By spring, the “ninjas” had started planning to take over the space, tucked behind Craftsman Cellars at 1198 W. Summit Parkway.
And they are already making plans to add more brick-and-mortar locations as well as possibly another food truck.
They’re hoping, Kitchens said, to expand in the greater Spokane area.
“We are very passionate about what we do,” he said. “This is just our next stepping stone. Three Ninjas isn’t going to stop.”
The plan is keep the food truck at the Night Market in Kendall Yards from May through September even after the storefront opens. Three Ninjas has become a market mainstay since the farmers market started in 2015.
The food truck and catering company also does food for everything from company events and wedding receptions to divorce parties and more.
When they work concerts and festivals at the Gorge Amphitheater in George, Washington, the “ninjas” plan for ultra-long shifts.
“When we go to the Gorge, it’s just the three of us working like 19-hour days,” Kitchens said. But, “We’re all used to working in high-volume situations. Our foundation is there. We’re restaurant guys who opened a food truck.”
Kitchens – along with partners Tymen Hofmann and Michael Anderson – met about 17 years ago while working at some of their earliest restaurant jobs in places such as Prospectors Bar and Grill, Red Robin Gourmet Burgers and Brews, and Qdoba.
All three quit their days jobs to start 3 Ninjas in 2014, specializing in fast-casual fusion dishes and hand-helds.
When they launched, Kitchens noted, there weren’t too many food trucks in Spokane. “It wasn’t a pitch climb,” he said. “It was straight uphill.”
They started as a taco truck specializing in fusion tacos. Back then, they were making their own chipotle flour tortillas and learning a lot as they went.
“We were spending as much time preparing tortillas as we were preparing (everything else) for the whole day,” Kitchens said. “You’ve got to manage your time.”
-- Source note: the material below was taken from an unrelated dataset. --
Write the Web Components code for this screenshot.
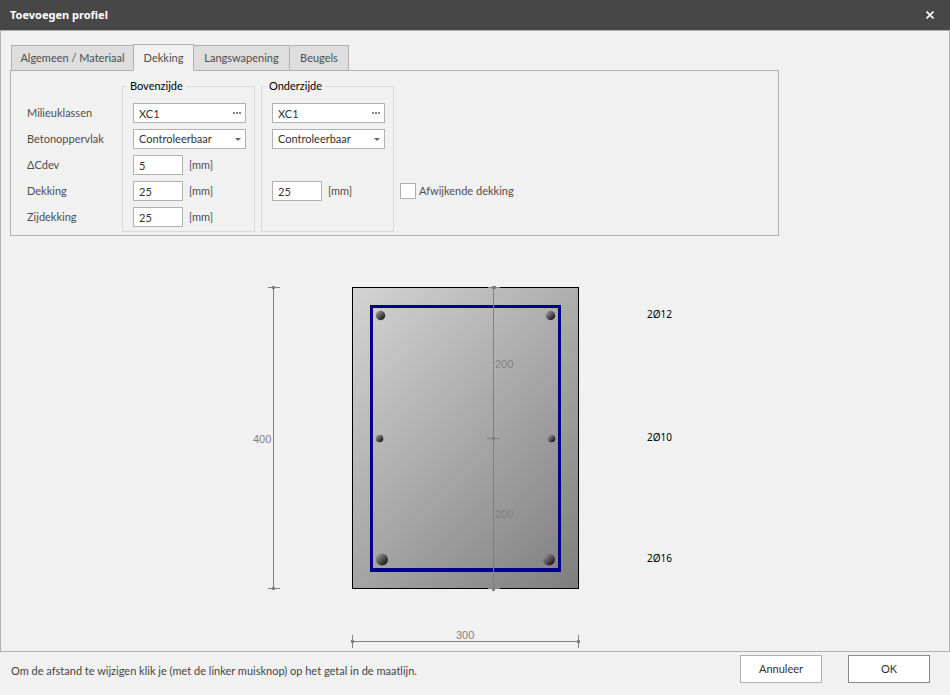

That first year, “We would just drive around till we found a spot,” using social media – particularly Facebook – to get the word out about where the food truck was parked.
“We really traveled around and tried to build our brand and let people know who we are,” Kitchens said.
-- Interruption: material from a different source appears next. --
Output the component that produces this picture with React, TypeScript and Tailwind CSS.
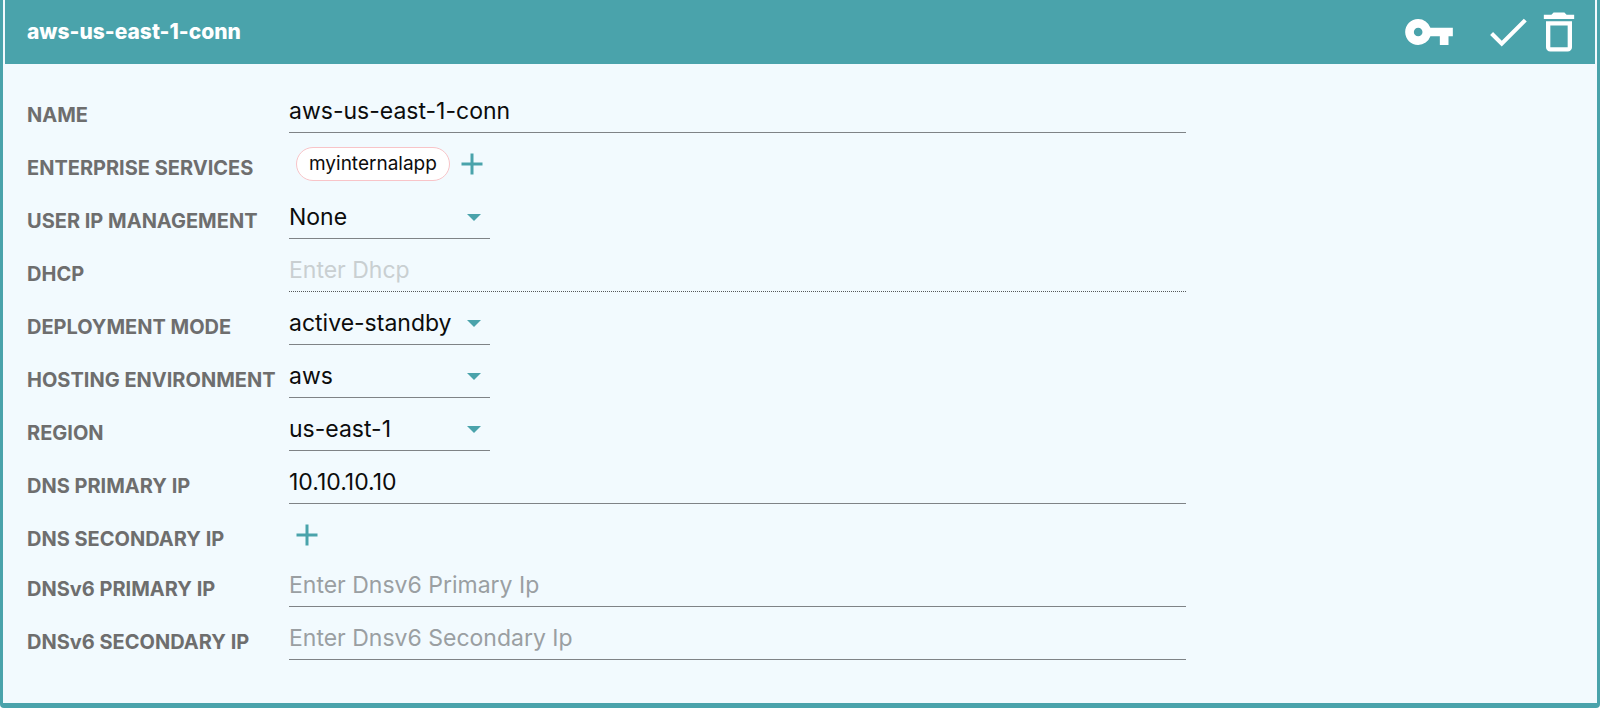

They also made a point to switch up their menu about once a year if not more. “You have to have new ideas,” Kitchens said. “You have to stay fresh.”
They’ve tried wraps, rice bowls and noodle dishes and added fish tacos. They’ve also streamlined their offerings, focusing on top-sellers such as their Thai chicken peanut bowl and fire wrap.
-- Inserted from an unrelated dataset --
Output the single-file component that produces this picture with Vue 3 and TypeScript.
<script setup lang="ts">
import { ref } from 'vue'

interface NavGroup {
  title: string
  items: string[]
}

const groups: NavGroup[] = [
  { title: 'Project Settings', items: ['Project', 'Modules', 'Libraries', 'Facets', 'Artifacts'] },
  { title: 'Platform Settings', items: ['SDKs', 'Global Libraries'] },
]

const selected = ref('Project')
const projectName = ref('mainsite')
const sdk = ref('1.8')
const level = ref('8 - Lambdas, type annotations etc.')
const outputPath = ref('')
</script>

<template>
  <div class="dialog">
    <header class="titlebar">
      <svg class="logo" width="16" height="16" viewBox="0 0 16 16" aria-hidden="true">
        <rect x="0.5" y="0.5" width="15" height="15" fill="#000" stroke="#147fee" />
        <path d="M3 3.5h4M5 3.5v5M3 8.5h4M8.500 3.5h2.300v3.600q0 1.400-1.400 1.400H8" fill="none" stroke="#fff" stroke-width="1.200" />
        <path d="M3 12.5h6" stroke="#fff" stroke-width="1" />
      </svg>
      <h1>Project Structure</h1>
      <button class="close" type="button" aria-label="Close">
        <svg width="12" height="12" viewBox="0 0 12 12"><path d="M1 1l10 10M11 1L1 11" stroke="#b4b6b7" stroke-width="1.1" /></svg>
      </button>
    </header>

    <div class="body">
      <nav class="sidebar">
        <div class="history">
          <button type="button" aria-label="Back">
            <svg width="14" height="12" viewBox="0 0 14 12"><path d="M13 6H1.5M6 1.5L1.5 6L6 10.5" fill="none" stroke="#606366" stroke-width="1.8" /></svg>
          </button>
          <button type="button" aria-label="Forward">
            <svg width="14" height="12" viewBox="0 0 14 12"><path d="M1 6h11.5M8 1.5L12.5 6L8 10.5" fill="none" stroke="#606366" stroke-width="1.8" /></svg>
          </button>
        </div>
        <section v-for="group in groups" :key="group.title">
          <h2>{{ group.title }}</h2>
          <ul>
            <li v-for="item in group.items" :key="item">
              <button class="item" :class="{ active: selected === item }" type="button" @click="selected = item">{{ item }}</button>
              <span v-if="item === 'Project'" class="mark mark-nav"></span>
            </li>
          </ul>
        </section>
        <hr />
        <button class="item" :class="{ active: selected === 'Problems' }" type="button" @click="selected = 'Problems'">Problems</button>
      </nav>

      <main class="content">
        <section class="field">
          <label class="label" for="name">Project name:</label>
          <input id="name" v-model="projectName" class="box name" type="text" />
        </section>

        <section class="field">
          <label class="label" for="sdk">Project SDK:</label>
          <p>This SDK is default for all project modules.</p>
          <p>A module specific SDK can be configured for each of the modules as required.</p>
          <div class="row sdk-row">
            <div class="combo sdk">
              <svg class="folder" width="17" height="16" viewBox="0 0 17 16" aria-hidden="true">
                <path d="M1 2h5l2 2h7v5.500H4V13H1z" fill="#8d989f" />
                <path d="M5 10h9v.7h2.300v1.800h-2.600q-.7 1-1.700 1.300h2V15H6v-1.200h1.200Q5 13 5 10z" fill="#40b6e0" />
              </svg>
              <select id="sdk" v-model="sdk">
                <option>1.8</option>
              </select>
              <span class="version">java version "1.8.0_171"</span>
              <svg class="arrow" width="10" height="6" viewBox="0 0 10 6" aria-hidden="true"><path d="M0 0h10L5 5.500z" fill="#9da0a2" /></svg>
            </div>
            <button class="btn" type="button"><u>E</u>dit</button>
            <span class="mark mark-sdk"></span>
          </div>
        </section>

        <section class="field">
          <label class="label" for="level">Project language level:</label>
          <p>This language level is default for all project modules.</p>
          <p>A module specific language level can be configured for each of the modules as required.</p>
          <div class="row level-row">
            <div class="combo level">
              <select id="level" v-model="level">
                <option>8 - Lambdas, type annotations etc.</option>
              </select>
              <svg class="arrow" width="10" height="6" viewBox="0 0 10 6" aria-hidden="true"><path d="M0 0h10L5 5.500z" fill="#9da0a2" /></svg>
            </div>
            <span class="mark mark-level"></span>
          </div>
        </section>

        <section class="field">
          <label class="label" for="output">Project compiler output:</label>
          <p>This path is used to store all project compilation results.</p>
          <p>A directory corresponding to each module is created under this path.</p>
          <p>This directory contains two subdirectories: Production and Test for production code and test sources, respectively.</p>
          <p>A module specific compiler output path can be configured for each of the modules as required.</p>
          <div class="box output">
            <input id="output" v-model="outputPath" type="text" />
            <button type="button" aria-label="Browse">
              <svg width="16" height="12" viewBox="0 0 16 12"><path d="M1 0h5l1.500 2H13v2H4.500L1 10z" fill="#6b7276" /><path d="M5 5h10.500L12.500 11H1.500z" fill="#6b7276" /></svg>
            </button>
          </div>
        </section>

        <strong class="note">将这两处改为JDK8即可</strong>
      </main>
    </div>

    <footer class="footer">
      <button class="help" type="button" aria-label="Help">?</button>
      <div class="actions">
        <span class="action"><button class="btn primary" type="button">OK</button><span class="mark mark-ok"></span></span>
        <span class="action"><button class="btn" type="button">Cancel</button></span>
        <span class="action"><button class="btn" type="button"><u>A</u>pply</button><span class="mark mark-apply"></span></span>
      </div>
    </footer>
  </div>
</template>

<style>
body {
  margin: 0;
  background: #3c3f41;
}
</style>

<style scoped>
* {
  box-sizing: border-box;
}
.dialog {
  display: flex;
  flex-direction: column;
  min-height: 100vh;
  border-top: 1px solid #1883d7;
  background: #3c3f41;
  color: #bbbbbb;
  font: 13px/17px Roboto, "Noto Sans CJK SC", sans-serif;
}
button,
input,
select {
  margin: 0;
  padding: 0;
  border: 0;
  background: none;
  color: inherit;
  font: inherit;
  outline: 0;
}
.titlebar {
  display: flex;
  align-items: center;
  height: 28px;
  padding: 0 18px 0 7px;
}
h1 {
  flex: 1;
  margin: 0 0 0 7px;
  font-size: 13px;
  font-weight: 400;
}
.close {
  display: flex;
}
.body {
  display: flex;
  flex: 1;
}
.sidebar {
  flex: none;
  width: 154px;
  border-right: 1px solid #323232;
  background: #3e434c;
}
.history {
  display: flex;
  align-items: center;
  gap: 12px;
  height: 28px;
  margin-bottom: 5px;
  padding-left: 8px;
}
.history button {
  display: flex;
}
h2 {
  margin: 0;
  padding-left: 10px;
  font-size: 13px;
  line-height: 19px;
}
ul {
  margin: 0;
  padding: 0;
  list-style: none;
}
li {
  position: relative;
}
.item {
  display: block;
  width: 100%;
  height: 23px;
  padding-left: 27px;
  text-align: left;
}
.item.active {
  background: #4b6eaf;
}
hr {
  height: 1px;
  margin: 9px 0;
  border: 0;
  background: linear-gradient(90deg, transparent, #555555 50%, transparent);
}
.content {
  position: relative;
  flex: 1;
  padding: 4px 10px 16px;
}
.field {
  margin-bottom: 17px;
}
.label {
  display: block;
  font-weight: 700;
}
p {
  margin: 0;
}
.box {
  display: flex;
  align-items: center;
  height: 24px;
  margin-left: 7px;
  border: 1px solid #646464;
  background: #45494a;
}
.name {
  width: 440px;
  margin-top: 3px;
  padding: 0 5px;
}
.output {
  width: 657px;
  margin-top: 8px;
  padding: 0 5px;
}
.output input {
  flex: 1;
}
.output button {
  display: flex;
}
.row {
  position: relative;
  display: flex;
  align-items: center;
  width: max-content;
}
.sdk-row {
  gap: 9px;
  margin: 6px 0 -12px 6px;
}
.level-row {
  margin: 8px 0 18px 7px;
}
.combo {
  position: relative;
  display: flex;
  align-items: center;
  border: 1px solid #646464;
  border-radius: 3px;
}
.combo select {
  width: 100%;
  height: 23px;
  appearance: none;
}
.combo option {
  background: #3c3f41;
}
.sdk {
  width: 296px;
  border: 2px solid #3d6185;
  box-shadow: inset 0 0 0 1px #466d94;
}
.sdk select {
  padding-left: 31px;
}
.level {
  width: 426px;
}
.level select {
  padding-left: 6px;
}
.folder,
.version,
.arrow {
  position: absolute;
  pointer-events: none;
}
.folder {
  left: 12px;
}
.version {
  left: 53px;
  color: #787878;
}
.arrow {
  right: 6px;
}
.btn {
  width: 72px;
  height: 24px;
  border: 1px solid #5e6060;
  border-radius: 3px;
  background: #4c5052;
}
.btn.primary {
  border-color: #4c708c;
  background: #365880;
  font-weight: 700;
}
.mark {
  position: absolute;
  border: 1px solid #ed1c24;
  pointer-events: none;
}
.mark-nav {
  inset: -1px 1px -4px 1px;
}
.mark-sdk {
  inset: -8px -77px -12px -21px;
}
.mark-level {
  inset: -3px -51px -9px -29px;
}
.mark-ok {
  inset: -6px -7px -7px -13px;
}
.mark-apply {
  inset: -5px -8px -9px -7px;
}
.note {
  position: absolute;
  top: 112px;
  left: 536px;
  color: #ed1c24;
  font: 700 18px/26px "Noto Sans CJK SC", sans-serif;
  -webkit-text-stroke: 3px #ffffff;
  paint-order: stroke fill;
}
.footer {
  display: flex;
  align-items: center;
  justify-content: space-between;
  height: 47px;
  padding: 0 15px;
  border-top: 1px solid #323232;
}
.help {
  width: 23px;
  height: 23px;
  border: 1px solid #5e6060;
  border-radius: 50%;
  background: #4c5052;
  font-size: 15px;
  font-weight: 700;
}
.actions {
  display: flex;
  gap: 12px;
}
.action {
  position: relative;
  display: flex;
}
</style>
That fire wrap will be on the menu at the new store. And all “three ninjas” expect it to be the No. 1 seller.
It features house-made habanero pepper jelly, habanero aioli, buttermilk-soaked fried onions and jalapenos, cabbage and shredded cheese. And it’s served with 3 Ninjas’ house-made chips and house-made salsa.
“It’s sweet, heat, crunch and salt,” said Kitchens, who describes their menu as the spot “where health meets heat.”
Their logo features flames.
“We always have fun,” Kitchens said. “We don’t always keep it super serious. We like to have personality.”
Their food truck offers five wraps and five rice bowls, plus the popular Thai-inspired chicken peanut bowl and fish tacos. Tofu can be substituted. Vegeterian, vegan, gluten-free, dairy-free and soy-free options are available, too.
The menu at the restaurant will follow the rule of threes – at least to start. It features three tacos, three wraps, three sandwiches and three salads. The plan is to also add soup.
“I love making soup. It’s my favorite thing to cook,” Kitchens said.
In addition to the fire wrap, the store will offer barbecue and steak and cheese wraps. Tacos will be Thai lemongrass with tofu or chicken, smoked jalapeno chicken and bulgogi.
Sandwiches will be Philly-style and served on a hoagie. They are Buffalo chicken, Philly cheesesteak and steak banh mi.
Salads will be bulgogi steak, Greek Ninja and sunflower-citrus with greens, red peppers, broccoli, bacon, chicken, sunflower seeds and a citrus-onion dressing.
The plan is also to sell 3 Ninjas’ three signature sauces: smoky jalapeno, mango habanero and sweet Melissa.
“It’s not sweet,” Kitchens said. “It’s very spicy. It’s a traditional Jamaican pepper sauce.”
Three Ninjas ran a Kickstarter campaign in 2015 to raise money to add a sauce company to their repertoire. It was successful. In all, 57 people pledged $12,220, exceeding the goal by $220.
Plans for the restaurant space also call for the installation of a Coca-Cola Freestyle machine, a touch-screen soda fountain that features 165 Coca-Cola products and allows customers to mix and match and create custom flavors.
Hours aren’t yet set in stone, but Kitchens said he expects the storefront to be open daily from 11 a.m. to 8 or 9 p.m.